Key results include:
- Multi-city citizen-powered datasets on heat stress, air quality, greenspace perceptions and urban trees, collected through repeat campaign cycles and designed for reuse.
- Practical, implementation-tested tools and protocols that lower barriers for cities to run citizen science campaigns and manage resulting datasets.
- Early integration steps with city platforms where available, demonstrating a route from community measurements to municipal systems.

Potential impacts:
- Better prioritisation of greening and cooling measures by identifying hotspots, “cool spots,” and discomfort areas that matter to residents.
- Stronger targeting of air quality actions through indicative high-resolution exposure patterns.
- Improved urban tree information for maintenance, protection, and planting strategies.
- Increased trust in citizen-generated evidence through clearer quality and governance safeguards.

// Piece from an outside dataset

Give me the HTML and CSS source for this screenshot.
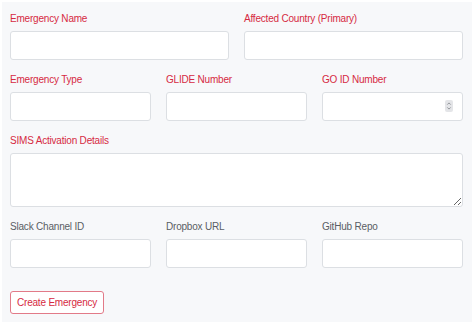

Key needs for further uptake and success:
- Continued work on standardised publication packages, metadata, and open access pathways to make datasets easier to find and reuse.
- Clear guidance for authorities on quality thresholds, validation practices, and how citizen data can complement reference monitoring.
- Supportive governance and procurement conditions so cities can maintain low-cost sensing and data stewardship after the project.
- Practical adoption resources, including templates and step-by-step guidance, to help additional cities replicate the approach.